Em Ribeirão das Neves, onde há juízes ameaçados de morte, não é difícil entrar com uma arma, até porque os funcionários não estão autorizados a vistoriar as bolsas de quem entra, mesmo se o detector apitar. No ano passado, um homem tirou um revólver da cintura durante a audiência, segundo o promotor de Justiça Henrique Macedo. No prédio, onde trabalham três juízes, apenas duas garagens estão à disposição dos magistrados. Se eles saem depois das 18h, têm de passar pelos presos do regime semi-aberto que estão voltando para a penitenciária José Maria Alkimin. Neste horário, o segurança já fechou as portas e está do lado de dentro, e o juiz, que ficou sem a vaga, tem de caminhar até o carro.
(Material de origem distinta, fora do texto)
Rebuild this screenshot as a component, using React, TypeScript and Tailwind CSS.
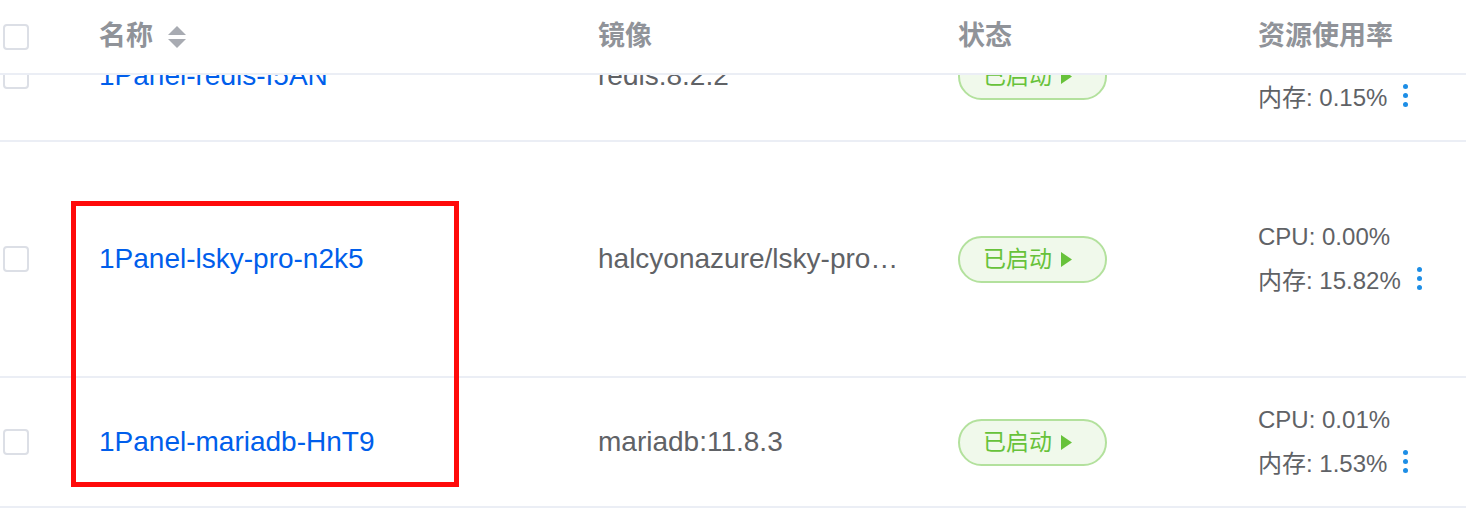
import React from "react";

interface Row {
  id: number;
  name: string;
  image: string;
  cpu: string;
  mem: string;
  height: string;
}

const ROWS: Row[] = [
  { id: 1, name: "1Panel-redis-I5AN", image: "redis:8.2.2", cpu: "0.02%", mem: "0.15%", height: "h-[130px]" },
  { id: 2, name: "1Panel-lsky-pro-n2k5", image: "halcyonazure/lsky-pro-docker:latest", cpu: "0.00%", mem: "15.82%", height: "h-[236px]" },
  { id: 3, name: "1Panel-mariadb-HnT9", image: "mariadb:11.8.3", cpu: "0.01%", mem: "1.53%", height: "h-[130px]" },
];

const COLS = "grid grid-cols-[99px_499px_360px_300px_1fr] items-center";

function Checkbox() {
  return <span className="ml-[3px] block h-[26px] w-[26px] rounded-[4px] border-2 border-[#dcdfe6] bg-white" />;
}

function SortIcon() {
  return (
    <svg width="20" height="24" viewBox="0 0 20 24" className="ml-[14px]">
      <path d="M10 1 L19 10 L1 10 Z" fill="#a8abb2" />
      <path d="M1 14 L19 14 L10 23 Z" fill="#a8abb2" />
    </svg>
  );
}

function StatusTag() {
  return (
    <span className="flex h-[47px] w-[149px] items-center rounded-full border-2 border-[#b3e19d] bg-[#f0f9eb] pl-[23px] text-[23px] text-[#67c23a]">
      已启动
      <svg width="11" height="15" viewBox="0 0 11 15" className="ml-[9px]">
        <path d="M0 0 L11 7.5 L0 15 Z" fill="#67c23a" />
      </svg>
    </span>
  );
}

function Kebab() {
  return (
    <span className="ml-[16px] flex flex-col gap-[4px] pb-[6px]">
      <span className="block h-[5px] w-[5px] rounded-full bg-[#1d8ee6]" />
      <span className="block h-[5px] w-[5px] rounded-full bg-[#1d8ee6]" />
      <span className="block h-[5px] w-[5px] rounded-full bg-[#1d8ee6]" />
    </span>
  );
}

export default function App() {
  return (
    <div
      className="relative h-[530px] w-[1466px] overflow-hidden bg-white"
      style={{ fontFamily: '"Liberation Sans", "Noto Sans CJK SC", sans-serif' }}
    >
      <div className={`${COLS} h-[75px] border-b-2 border-[#ebeef5] text-[27px] font-bold text-[#909399]`}>
        <div>
          <Checkbox />
        </div>
        <div className="flex items-center">
          名称
          <SortIcon />
        </div>
        <div>镜像</div>
        <div>状态</div>
        <div>资源使用率</div>
      </div>

      <div className="h-[455px] overflow-hidden">
        <div className="-mt-[63px]">
          {ROWS.map((r) => (
            <div key={r.id} className={`${COLS} ${r.height} border-b-2 border-[#ebeef5]`}>
              <div>
                <Checkbox />
              </div>
              <div className="text-[28px] text-[#005eeb]">{r.name}</div>
              <div className="w-[304px] truncate text-[28px] text-[#606266]">{r.image}</div>
              <div>
                <StatusTag />
              </div>
              <div className="text-[24px] text-[#606266]">
                <div className="flex h-[44px] items-center">CPU: {r.cpu}</div>
                <div className="flex h-[44px] items-center">
                  内存: {r.mem}
                  <Kebab />
                </div>
              </div>
            </div>
          ))}
        </div>
      </div>

      <div className="pointer-events-none absolute left-[71px] top-[201px] h-[286px] w-[388px] border-[5px] border-[#ff0a0a]" />
    </div>
  );
}
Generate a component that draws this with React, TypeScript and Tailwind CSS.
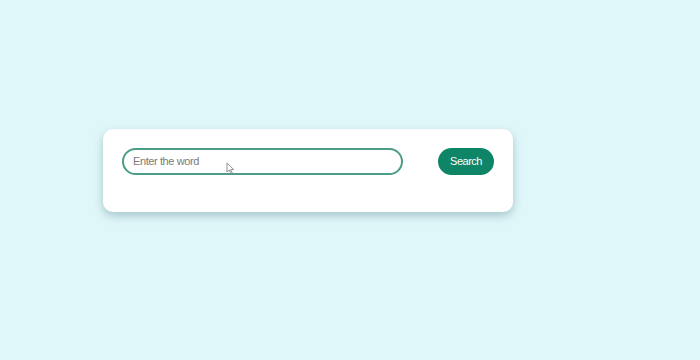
import React from "react";

export default function App() {
  return (
    <div className="w-[700px] h-[360px] bg-[#e0f7fa] pt-[129px] pl-[103px]" style={{ fontFamily: '"Liberation Sans", Arial, sans-serif' }}>
      <div className="relative w-[410px] h-[83px] rounded-[10px] bg-white shadow-[0_4px_10px_rgba(60,110,115,0.35)] pt-[19px] pl-[19px]">
        <div className="flex items-center gap-[35px]">
          <input
            type="text"
            placeholder="Enter the word"
            className="w-[281px] h-[27px] rounded-full border-2 border-[#4b9d87] pl-[9px] pr-[9px] pb-[1px] text-[11px] tracking-[-0.4px] text-[#333] placeholder:text-[#7a7a7a] outline-none bg-white"
          />
          <button className="w-[56px] h-[27px] rounded-full bg-[#0e8566] text-white text-[11px] tracking-[-0.5px] pb-[1px]">Search</button>
        </div>
        <svg className="absolute left-[123px] top-[33px]" width="9" height="13" viewBox="0 0 9 13">
          <path d="M1 1 L1 10 L3.3 8 L5 11.8 L6.3 11.2 L4.7 7.6 L7.8 7.6 Z" fill="white" stroke="#777" strokeWidth="0.8" strokeLinejoin="round" />
        </svg>
      </div>
    </div>
  );
}
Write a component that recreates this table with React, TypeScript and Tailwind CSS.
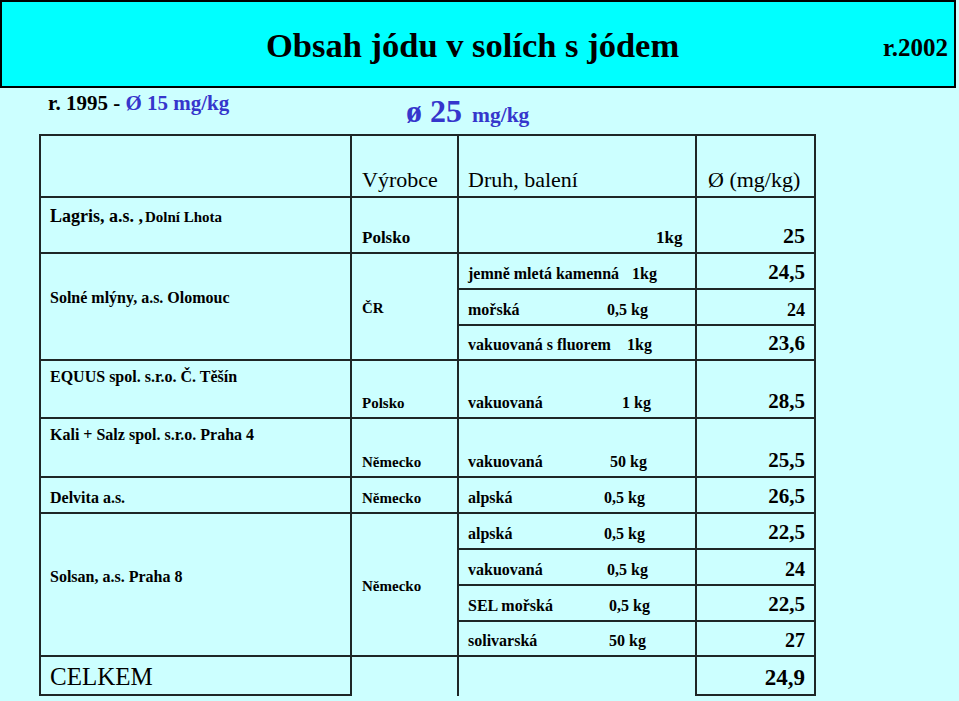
import type { ReactNode } from "react";

// light cyan slide, table of iodine content
const LINE = "border-[#1e2626]";

function Cell({ className = "", children }: { className?: string; children?: ReactNode }) {
  return <div className={`flex border-r-2 border-b-2 ${LINE} ${className}`}>{children}</div>;
}

function Druh({ name, amt, w }: { name: string; amt: string; w: string }) {
  return (
    <Cell className="items-end pl-[9px] pb-[6px] text-[16px] font-bold leading-none">
      <span className={`shrink-0 ${w}`}>{name}</span>
      <span>{amt}</span>
    </Cell>
  );
}

function Val({ v, size }: { v: string; size: string }) {
  return <Cell className={`items-end justify-end pr-[9px] pb-[5px] font-bold leading-none ${size}`}>{v}</Cell>;
}

export default function App() {
  return (
    <div className="min-h-screen w-full bg-[#ccffff] font-['Liberation_Serif','Times_New_Roman',serif] text-black">
      <div className="flex h-[88px] w-[956px] items-center border-2 border-black bg-[#00ffff]">
        <h1 className="ml-[264px] mt-[2px] text-[34.5px] font-bold leading-none">Obsah jódu v solích s jódem</h1>
        <span className="ml-auto mr-[6px] mt-[6px] text-[25px] font-bold leading-none">r.2002</span>
      </div>

      <div className="flex h-[46px]">
        <div className="w-[406px] pl-[48px] pt-[5px] text-[21px] font-bold leading-none">
          r. 1995 - <span className="text-[#3636cc]">Ø 15 mg/kg</span>
        </div>
        <div className="flex items-baseline pt-[7px] font-bold leading-none text-[#3636cc]">
          <span className="text-[32px]">ø 25</span>
          <span className="ml-[10px] text-[21.5px]">mg/kg</span>
        </div>
      </div>

      <div className="pl-[39px]">
        <div
          className={`grid grid-cols-[311px_107px_238px_119px] grid-rows-[62px_56px_36px_36px_35px_58px_59px_36px_36px_36px_36px_35px_39px] border-l-2 border-t-2 ${LINE} w-max`}
        >
          {/* header */}
          <Cell />
          <Cell className="items-end pl-[10px] pb-[5px] text-[22px] leading-none">Výrobce</Cell>
          <Cell className="items-end pl-[9px] pb-[5px] text-[22px] leading-none">Druh, balení</Cell>
          <Cell className="items-end pl-[11px] pb-[5px] text-[22px] leading-none">Ø (mg/kg)</Cell>

          {/* Lagris */}
          <Cell className="items-start pl-[9px] pt-[9px] font-bold leading-none">
            <span className="flex items-baseline">
              <span className="text-[18px]">Lagris, a.s. ,</span>
              <span className="ml-[2px] text-[15px]">Dolní Lhota</span>
            </span>
          </Cell>
          <Cell className="items-end pl-[10px] pb-[6px] text-[17px] font-bold leading-none">Polsko</Cell>
          <Cell className="items-end pl-[197px] pb-[6px] text-[17px] font-bold leading-none">1kg</Cell>
          <Val v="25" size="text-[22px]" />

          {/* Solné mlýny */}
          <Cell className="row-span-3 items-center pl-[9px] pb-[18px] text-[16px] font-bold leading-none">
            Solné mlýny, a.s. Olomouc
          </Cell>
          <Cell className="row-span-3 items-center pl-[10px] pt-[3px] text-[15px] font-bold leading-none">ČR</Cell>
          <Druh name="jemně mletá kamenná" amt="1kg" w="w-[164px]" />
          <Val v="24,5" size="text-[21px]" />
          <Druh name="mořská" amt="0,5 kg" w="w-[139px]" />
          <Val v="24" size="text-[18px]" />
          <Druh name="vakuovaná s fluorem" amt="1kg" w="w-[159px]" />
          <Val v="23,6" size="text-[21px]" />

          {/* EQUUS */}
          <Cell className="items-start pl-[9px] pt-[8px] text-[16px] font-bold leading-none">EQUUS spol. s.r.o. Č. Těšín</Cell>
          <Cell className="items-end pl-[10px] pb-[6px] text-[15px] font-bold leading-none">Polsko</Cell>
          <Druh name="vakuovaná" amt="1 kg" w="w-[154px]" />
          <Val v="28,5" size="text-[21px]" />

          {/* Kali + Salz */}
          <Cell className="items-start pl-[9px] pt-[8px] text-[16px] font-bold leading-none">Kali + Salz spol. s.r.o. Praha 4</Cell>
          <Cell className="items-end pl-[10px] pb-[6px] text-[15px] font-bold leading-none">Německo</Cell>
          <Druh name="vakuovaná" amt="50 kg" w="w-[142px]" />
          <Val v="25,5" size="text-[21px]" />

          {/* Delvita */}
          <Cell className="items-end pl-[9px] pb-[6px] text-[16px] font-bold leading-none">Delvita a.s.</Cell>
          <Cell className="items-end pl-[10px] pb-[6px] text-[15px] font-bold leading-none">Německo</Cell>
          <Druh name="alpská" amt="0,5 kg" w="w-[136px]" />
          <Val v="26,5" size="text-[21px]" />

          {/* Solsan */}
          <Cell className="row-span-4 items-center pl-[9px] pb-[16px] text-[16px] font-bold leading-none">
            Solsan, a.s. Praha 8
          </Cell>
          <Cell className="row-span-4 items-center pl-[10px] pt-[3px] text-[15px] font-bold leading-none">Německo</Cell>
          <Druh name="alpská" amt="0,5 kg" w="w-[136px]" />
          <Val v="22,5" size="text-[21px]" />
          <Druh name="vakuovaná" amt="0,5 kg" w="w-[139px]" />
          <Val v="24" size="text-[20px]" />
          <Druh name="SEL mořská" amt="0,5 kg" w="w-[141px]" />
          <Val v="22,5" size="text-[21px]" />
          <Druh name="solivarská" amt="50 kg" w="w-[141px]" />
          <Val v="27" size="text-[20px]" />

          {/* total */}
          <Cell className="items-end pl-[9px] pb-[5px] text-[25px] leading-none">CELKEM</Cell>
          <div className={`border-r-2 ${LINE}`} />
          <div className={`border-r-2 ${LINE}`} />
          <Val v="24,9" size="text-[23px]" />
        </div>
      </div>
    </div>
  );
}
No fórum de Ribeirão das Neves, ficam três vigias, durante o horário comercial, para proteger os três andares das varas criminais. Segundo um deles, que não quer ser identificado, há câmeras de vídeo em todos os andares, mas ninguém fica monitorando. O diretor da Comarca de Ribeirão das Neves, juiz Wenderson de Souza Lima, disse que faz o possível para dar segurança aos fóruns, mas admite que ela ainda é precária. “Se houver um resgate de preso no fórum, morre todo mundo, não só pela falta de segurança, mas pela arquitetura dos prédios que tinha de ser padronizada”, defendeu.


Em Betim, a situação é pior. Apenas um segurança – que acaba tendo de fazer também o papel de atendente – é encarregado de proteger todo o prédio. As varas criminais e o gabinete do juiz ficam no quarto andar. O detector de metal fica ao canto de um grande rol e estava desligado quando a reportagem foi ao local, na quinta-feira. Segundo a administradora, Isabela Couto Machado, o prédio está em reforma, por isso, ainda não teriam sido instaladas câmeras de vigilância e o detector não está funcionando.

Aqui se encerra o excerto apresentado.